For Christ is not indifferent to our lives, to how we think, act, and feel. He does not blindly go along with our desires. He is not nice, for niceties sake.  But He is good and He has laid claim to our lives.  As St. Paul reminds us we are not our own for we were bought with a price.  A price, as St. Peter reminds us, not of gold or silver, but the precious blood of Christ. That is the Truth and reality of which we now live and gather together to confess and proclaim to the whole world. Jesus Christ is risen from the dead to the glory of God the Father. The prince of Peace has come and it is no one other than Jesus, Son of God, Son of Man. There is no other name or false god or political institution or self-creating spirituality that can save and redeem. Only Christ. And that confession will always cause strife and division not only with the pantheism of the world, but even in our own lives. For His truth and His Word are always shaping and forming us to live more and more into His life and less into ours. The old Adam killed, so that the new man may live, shaped and molded by the cross. Actually calling us to love, forgive, and show mercy to others just as He has shown us.    

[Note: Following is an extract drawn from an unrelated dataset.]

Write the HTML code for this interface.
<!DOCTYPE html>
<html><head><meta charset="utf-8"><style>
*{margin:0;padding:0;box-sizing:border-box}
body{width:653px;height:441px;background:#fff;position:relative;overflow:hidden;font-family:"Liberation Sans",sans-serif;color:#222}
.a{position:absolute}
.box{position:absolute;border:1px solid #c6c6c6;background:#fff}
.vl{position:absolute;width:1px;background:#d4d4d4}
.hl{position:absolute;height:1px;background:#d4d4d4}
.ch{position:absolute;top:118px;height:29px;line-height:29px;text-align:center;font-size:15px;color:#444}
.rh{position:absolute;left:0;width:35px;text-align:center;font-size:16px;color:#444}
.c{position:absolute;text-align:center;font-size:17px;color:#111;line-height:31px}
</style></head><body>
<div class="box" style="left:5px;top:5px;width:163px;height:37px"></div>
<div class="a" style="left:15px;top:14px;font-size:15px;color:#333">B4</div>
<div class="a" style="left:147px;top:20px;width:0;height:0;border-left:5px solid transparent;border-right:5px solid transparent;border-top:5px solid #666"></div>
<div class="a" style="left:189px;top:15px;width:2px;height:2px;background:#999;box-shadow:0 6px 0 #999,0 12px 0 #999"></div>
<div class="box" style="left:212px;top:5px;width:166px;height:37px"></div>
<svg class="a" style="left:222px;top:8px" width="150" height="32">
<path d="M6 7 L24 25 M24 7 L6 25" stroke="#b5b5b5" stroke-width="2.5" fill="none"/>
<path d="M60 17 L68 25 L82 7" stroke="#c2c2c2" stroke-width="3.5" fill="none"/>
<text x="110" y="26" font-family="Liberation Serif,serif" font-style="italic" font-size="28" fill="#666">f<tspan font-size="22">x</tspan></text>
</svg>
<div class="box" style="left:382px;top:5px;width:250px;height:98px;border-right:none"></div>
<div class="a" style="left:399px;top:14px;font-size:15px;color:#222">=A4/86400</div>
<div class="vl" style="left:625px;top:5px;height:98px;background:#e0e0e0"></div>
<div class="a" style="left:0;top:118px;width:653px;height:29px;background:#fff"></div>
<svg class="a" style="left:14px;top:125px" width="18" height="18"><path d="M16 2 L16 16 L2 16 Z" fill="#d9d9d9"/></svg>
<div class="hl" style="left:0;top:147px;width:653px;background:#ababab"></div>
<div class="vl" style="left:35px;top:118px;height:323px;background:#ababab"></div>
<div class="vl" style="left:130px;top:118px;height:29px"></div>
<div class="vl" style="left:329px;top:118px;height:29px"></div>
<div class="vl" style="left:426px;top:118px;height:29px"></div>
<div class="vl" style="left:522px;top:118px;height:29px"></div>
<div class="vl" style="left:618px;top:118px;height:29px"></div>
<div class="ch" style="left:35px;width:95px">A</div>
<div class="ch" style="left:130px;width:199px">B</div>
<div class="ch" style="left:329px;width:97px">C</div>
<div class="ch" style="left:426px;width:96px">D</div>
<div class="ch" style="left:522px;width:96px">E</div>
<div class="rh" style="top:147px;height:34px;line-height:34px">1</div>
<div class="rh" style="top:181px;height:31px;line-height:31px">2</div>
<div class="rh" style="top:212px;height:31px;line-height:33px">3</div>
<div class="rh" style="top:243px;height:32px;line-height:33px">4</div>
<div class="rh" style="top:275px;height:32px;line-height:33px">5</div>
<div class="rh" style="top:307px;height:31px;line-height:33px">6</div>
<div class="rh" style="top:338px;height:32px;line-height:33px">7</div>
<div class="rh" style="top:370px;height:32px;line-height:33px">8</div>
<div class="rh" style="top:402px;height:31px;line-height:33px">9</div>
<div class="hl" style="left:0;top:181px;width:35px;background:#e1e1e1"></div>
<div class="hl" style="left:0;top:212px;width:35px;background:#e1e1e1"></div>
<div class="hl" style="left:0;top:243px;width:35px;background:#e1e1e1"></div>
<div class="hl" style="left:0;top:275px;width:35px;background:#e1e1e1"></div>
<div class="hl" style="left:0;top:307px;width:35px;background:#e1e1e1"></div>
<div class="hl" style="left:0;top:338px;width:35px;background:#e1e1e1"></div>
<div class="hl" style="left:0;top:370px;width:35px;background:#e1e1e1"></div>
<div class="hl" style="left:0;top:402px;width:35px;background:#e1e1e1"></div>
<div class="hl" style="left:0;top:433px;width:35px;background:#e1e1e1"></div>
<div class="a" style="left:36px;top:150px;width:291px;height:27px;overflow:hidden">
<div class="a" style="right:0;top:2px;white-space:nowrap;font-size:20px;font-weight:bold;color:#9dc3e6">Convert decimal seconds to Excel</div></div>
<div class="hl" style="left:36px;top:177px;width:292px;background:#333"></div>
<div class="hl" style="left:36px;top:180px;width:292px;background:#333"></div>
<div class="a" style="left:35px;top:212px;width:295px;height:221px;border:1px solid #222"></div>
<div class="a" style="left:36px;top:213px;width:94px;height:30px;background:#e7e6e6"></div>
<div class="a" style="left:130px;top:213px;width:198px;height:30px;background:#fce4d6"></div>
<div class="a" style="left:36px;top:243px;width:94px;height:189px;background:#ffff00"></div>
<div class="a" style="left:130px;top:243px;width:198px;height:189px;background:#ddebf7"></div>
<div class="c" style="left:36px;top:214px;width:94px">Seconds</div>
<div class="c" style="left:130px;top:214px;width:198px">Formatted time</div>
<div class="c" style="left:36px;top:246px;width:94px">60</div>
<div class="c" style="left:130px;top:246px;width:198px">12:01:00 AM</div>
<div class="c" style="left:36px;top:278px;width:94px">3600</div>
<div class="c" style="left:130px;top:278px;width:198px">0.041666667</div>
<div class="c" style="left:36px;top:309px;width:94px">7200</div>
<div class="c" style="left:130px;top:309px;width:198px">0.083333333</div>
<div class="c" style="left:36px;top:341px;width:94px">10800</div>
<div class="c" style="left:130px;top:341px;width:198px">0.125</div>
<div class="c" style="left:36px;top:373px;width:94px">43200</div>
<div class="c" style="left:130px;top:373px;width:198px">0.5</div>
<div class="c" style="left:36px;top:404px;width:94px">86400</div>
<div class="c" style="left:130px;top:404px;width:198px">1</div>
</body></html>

In the face of this division of our flesh and spirit and discomfort though our Lord has promised to us, Peace I leave with you, my peace I give to you. Not as the world gives do I give to you.  Let not your hearts be troubled, neither let them be afraid.  For the Peace of Christ is not the absence of conflict though we pray mightily for that day and for us, but for now it is His abiding presence in the midst of it and through it. It is the joy of knowing that we are God’s and that He is with us in the Valley of the Shadow of death. That is the promise and peace which the Cross truly gives to us. That peace is what the church continues to pray for.  It is that peace which we receive at the table and extend to one another in Christ’s name.  And it is that peace in which we are sent out into the world to serve the Lord, for though Jesus is not safe. He is now and eternally good.